**Written request:** In the data below, locate the line containing "What React, TypeScript" and the line containing "type Row = [string, string, string, string, string];", then retype both and everything between them exactly. Pictures are not part of the copy.

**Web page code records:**
* START *

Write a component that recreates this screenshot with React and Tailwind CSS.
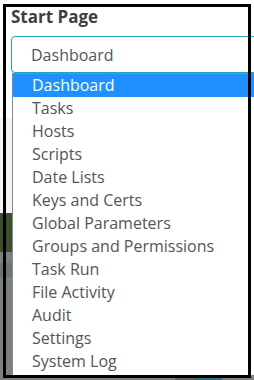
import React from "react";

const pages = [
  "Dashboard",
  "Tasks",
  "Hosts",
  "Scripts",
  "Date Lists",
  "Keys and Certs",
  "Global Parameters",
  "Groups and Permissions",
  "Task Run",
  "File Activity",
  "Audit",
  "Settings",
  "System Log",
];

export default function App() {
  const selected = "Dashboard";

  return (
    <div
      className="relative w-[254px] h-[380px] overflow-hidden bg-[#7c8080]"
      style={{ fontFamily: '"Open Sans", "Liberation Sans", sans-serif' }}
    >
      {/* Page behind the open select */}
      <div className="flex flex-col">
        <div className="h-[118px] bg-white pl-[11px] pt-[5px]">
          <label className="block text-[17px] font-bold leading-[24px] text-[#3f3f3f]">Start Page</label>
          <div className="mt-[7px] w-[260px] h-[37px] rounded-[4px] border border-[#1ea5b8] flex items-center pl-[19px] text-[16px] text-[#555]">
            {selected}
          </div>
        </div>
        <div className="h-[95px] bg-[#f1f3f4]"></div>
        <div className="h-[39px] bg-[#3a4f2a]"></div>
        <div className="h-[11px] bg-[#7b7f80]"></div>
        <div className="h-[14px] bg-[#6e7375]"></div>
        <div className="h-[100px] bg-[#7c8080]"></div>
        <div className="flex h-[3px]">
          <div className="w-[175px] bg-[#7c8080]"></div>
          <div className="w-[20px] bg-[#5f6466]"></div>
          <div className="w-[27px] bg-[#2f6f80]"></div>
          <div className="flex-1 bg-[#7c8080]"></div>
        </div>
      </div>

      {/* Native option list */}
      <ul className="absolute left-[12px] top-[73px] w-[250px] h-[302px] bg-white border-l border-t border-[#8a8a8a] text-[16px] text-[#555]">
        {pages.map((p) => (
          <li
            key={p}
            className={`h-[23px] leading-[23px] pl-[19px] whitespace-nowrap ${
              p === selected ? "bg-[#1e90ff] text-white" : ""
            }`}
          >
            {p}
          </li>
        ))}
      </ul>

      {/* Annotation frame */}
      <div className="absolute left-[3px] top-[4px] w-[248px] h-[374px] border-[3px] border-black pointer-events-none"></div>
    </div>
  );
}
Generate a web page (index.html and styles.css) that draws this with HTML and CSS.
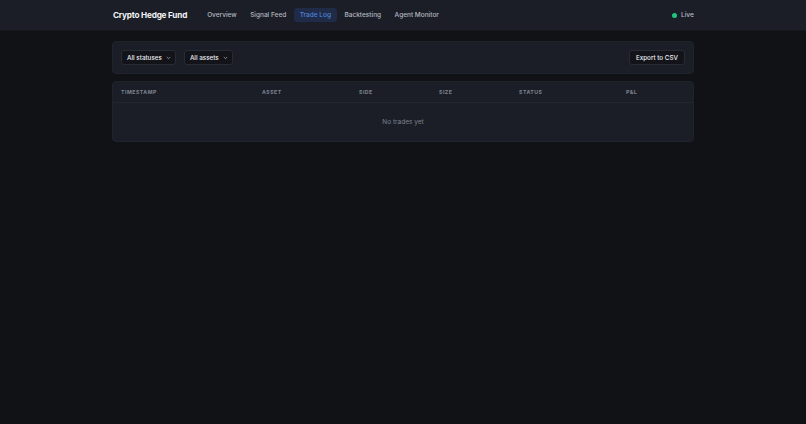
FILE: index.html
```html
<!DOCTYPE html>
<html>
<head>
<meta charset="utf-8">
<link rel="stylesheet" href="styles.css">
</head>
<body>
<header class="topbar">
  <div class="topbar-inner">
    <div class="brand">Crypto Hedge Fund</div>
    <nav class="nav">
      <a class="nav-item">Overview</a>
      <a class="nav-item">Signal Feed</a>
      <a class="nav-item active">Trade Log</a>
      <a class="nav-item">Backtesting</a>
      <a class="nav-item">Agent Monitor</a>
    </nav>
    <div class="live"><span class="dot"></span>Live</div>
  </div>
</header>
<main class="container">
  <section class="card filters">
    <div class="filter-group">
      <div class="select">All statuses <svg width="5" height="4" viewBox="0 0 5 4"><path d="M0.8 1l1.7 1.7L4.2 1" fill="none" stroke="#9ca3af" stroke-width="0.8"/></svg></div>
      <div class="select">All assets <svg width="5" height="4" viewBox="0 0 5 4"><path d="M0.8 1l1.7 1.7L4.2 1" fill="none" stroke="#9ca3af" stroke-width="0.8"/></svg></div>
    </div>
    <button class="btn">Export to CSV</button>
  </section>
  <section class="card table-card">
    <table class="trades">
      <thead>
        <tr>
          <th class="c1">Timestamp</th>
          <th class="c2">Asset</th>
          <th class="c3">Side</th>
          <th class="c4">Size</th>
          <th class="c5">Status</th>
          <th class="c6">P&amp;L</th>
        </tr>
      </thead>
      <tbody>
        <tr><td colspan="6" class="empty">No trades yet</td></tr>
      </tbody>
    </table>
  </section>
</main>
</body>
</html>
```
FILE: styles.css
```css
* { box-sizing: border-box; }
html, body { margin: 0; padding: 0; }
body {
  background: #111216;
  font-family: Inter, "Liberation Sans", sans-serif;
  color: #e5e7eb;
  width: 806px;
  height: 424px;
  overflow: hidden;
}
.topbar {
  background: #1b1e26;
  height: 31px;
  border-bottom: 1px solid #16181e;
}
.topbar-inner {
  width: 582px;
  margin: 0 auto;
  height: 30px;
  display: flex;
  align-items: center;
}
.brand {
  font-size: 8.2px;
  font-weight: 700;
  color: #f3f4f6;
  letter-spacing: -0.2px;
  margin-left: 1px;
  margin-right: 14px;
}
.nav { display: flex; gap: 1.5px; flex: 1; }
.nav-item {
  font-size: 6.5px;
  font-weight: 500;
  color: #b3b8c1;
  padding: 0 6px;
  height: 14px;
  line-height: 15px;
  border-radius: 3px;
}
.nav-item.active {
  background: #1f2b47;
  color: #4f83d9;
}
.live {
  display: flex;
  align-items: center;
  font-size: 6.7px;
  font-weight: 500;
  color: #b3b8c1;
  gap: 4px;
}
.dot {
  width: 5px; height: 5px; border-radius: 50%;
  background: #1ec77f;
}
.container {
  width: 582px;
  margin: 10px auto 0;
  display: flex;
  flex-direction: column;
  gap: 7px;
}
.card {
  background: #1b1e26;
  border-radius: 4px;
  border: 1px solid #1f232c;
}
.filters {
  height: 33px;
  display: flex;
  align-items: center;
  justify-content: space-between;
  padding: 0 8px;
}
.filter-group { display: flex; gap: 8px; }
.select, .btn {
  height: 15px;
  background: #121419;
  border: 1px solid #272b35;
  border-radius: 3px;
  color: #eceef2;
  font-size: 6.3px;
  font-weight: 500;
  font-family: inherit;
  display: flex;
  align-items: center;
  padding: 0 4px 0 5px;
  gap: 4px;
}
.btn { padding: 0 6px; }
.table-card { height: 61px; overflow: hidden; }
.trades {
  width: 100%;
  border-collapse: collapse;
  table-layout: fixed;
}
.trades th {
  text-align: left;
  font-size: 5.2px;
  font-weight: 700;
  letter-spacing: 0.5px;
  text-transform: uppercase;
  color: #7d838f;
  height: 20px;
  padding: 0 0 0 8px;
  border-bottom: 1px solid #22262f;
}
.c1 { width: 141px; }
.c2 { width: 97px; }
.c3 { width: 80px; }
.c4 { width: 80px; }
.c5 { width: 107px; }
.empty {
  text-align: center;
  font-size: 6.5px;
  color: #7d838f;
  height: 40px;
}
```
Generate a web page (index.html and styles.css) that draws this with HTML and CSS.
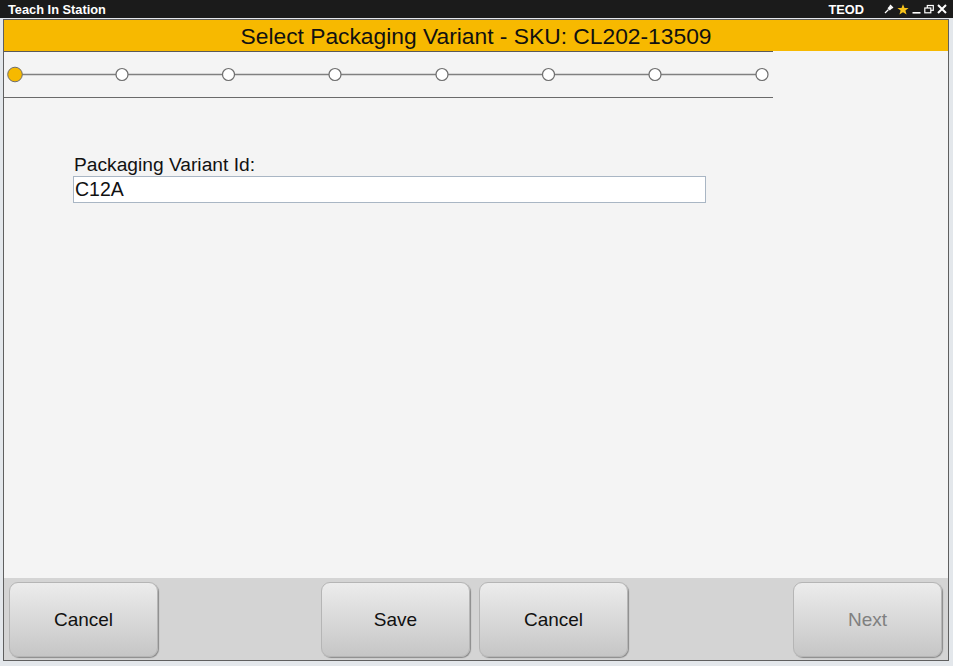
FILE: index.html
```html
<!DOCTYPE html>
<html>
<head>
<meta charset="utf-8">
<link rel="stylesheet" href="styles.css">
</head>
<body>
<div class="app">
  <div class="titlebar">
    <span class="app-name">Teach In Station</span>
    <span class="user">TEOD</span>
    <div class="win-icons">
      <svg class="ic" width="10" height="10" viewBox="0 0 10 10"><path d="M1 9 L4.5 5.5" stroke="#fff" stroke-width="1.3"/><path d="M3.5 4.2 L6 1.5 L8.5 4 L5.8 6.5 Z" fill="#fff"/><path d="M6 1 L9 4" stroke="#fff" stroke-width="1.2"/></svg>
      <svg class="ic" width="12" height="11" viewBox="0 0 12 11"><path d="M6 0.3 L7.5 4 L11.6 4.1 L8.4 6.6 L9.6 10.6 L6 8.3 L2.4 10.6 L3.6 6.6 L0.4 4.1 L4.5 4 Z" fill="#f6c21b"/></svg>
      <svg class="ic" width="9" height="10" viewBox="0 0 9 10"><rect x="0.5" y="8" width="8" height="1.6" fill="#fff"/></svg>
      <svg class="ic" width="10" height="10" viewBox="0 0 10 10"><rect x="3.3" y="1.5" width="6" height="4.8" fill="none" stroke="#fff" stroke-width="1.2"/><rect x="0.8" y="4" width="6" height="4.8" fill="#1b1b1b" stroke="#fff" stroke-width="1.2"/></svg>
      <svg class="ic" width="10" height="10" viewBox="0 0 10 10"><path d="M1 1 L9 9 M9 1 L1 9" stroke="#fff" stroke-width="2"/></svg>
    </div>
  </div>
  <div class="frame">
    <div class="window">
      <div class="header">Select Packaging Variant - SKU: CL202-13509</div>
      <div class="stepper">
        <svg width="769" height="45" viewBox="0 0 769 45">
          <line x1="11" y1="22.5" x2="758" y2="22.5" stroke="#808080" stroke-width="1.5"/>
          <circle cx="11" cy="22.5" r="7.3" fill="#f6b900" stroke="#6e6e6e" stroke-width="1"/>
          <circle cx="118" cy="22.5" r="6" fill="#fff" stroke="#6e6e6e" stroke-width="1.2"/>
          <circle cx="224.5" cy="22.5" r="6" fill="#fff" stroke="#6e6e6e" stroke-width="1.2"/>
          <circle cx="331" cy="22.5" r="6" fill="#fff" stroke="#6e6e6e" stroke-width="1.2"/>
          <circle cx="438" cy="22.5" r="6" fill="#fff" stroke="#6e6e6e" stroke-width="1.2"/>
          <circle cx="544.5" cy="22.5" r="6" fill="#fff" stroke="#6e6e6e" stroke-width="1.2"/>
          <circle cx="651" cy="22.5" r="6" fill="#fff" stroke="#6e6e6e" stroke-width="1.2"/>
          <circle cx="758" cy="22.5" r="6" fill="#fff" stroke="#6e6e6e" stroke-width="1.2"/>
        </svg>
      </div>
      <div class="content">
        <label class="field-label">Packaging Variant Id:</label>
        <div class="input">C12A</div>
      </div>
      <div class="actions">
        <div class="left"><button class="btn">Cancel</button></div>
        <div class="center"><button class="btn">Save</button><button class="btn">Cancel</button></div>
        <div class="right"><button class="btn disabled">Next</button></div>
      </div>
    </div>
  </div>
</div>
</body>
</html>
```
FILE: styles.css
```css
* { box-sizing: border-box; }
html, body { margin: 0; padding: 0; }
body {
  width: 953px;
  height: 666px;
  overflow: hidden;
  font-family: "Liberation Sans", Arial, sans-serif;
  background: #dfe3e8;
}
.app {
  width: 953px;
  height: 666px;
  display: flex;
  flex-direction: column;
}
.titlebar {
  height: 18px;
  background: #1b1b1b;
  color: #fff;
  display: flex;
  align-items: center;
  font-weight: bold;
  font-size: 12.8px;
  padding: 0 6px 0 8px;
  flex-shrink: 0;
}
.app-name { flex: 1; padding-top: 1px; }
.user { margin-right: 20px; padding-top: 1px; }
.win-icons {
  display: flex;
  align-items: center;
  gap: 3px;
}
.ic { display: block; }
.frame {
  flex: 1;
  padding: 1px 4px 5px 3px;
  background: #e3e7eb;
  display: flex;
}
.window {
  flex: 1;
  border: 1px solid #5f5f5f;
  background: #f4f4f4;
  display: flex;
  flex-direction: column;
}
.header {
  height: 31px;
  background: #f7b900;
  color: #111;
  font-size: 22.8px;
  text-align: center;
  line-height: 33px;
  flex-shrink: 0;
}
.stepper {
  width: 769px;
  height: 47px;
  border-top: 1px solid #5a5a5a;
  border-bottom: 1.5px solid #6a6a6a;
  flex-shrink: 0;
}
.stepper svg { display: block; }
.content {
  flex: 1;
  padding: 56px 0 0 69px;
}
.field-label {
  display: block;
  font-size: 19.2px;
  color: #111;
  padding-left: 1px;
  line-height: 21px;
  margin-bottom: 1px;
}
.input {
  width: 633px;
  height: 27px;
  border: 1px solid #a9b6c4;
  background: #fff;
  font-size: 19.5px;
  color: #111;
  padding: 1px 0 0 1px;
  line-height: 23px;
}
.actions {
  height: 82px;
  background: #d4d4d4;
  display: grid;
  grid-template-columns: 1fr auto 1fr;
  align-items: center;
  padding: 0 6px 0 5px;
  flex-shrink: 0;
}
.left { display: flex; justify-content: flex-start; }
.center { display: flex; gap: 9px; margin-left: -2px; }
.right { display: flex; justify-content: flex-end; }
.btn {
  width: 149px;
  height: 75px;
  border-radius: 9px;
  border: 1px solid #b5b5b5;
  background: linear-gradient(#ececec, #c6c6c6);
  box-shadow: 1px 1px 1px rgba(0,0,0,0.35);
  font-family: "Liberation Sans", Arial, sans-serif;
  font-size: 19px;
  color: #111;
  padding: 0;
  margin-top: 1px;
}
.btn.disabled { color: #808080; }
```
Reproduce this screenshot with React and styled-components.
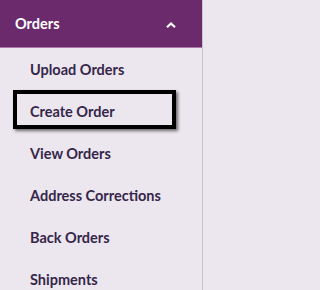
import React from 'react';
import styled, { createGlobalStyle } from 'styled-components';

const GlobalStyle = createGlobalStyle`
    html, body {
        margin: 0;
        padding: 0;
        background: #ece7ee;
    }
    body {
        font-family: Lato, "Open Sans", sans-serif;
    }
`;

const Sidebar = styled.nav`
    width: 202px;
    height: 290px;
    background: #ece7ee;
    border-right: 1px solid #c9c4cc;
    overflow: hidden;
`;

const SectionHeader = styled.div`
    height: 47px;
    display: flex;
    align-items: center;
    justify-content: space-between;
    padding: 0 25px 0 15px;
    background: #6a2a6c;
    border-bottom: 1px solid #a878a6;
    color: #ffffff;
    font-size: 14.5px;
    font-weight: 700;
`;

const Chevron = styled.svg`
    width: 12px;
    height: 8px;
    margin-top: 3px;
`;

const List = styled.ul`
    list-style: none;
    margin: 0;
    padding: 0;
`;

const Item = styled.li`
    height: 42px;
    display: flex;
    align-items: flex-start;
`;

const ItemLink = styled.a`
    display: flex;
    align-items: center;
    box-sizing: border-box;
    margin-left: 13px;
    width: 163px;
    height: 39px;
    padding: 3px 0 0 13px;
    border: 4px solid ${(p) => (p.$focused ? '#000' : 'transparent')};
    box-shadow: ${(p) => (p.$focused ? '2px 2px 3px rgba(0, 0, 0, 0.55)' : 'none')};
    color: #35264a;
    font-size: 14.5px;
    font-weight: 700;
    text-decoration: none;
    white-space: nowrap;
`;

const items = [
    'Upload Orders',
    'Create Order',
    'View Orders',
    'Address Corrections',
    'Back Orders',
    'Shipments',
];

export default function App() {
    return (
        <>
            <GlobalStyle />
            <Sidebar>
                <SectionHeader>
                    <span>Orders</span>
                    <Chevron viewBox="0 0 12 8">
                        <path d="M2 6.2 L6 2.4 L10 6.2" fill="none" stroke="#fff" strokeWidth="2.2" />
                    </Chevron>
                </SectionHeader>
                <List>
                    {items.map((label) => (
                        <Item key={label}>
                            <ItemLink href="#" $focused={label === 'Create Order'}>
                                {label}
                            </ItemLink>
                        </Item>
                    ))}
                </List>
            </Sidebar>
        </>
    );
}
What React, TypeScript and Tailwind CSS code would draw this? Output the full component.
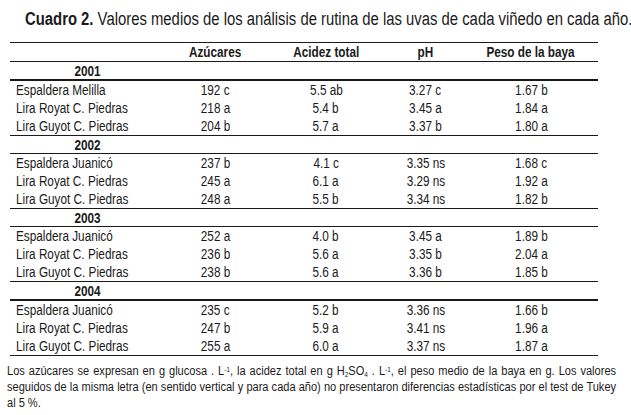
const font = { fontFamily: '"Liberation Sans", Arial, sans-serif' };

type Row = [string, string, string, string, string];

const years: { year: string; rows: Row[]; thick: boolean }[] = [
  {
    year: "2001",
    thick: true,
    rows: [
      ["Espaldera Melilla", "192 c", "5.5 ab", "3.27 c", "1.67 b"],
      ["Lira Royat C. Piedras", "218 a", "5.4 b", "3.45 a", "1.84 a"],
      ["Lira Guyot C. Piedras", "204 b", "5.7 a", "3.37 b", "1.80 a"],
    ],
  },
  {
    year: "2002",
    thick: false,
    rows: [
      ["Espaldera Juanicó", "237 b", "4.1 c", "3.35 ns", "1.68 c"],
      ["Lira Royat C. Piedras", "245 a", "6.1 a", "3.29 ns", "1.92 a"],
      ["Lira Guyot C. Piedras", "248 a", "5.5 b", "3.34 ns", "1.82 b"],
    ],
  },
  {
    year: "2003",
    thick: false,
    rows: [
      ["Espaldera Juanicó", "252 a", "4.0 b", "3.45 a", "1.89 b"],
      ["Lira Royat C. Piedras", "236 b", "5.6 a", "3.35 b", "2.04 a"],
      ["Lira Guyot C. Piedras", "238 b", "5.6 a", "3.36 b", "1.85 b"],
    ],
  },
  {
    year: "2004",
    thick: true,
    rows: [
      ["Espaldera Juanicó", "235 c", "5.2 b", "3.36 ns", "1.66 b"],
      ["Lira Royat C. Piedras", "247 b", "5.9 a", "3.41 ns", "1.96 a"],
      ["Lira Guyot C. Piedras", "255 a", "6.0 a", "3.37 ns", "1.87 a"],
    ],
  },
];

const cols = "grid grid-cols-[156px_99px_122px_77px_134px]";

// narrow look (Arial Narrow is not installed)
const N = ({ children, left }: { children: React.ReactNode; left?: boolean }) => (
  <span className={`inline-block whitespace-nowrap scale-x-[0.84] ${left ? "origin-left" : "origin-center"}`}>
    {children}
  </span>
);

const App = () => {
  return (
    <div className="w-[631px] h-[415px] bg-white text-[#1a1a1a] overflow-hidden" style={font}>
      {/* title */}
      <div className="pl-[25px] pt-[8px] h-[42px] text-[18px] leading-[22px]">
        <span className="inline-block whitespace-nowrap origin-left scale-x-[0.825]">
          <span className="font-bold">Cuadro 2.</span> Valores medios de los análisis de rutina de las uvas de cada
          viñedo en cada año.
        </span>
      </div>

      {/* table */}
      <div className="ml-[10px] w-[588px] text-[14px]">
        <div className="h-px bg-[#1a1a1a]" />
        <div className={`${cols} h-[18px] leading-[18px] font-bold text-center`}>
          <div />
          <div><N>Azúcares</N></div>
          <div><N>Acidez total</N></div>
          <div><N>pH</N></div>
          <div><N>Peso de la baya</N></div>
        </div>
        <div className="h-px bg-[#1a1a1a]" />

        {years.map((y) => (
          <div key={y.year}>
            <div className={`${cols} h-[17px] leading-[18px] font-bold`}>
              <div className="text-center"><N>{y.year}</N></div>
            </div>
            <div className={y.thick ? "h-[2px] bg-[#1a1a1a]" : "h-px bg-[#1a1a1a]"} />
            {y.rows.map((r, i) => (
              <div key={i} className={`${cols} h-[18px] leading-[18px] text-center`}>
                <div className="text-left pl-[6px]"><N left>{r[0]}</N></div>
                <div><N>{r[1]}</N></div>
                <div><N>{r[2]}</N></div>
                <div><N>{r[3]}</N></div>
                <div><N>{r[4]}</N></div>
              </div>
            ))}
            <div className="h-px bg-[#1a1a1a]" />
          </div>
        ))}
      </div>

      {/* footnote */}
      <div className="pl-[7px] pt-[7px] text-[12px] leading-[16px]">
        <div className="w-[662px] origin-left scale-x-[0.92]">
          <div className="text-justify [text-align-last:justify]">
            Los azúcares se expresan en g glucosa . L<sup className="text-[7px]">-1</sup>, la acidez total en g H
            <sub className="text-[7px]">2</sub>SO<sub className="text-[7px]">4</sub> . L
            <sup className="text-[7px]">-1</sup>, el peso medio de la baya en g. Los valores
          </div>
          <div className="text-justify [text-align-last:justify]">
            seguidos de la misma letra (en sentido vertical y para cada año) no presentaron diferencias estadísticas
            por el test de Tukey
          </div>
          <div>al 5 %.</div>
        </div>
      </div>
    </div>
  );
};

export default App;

* END *

**Worked answer:**
What React, TypeScript and Tailwind CSS code would draw this? Output the full component.
const font = { fontFamily: '"Liberation Sans", Arial, sans-serif' };

type Row = [string, string, string, string, string];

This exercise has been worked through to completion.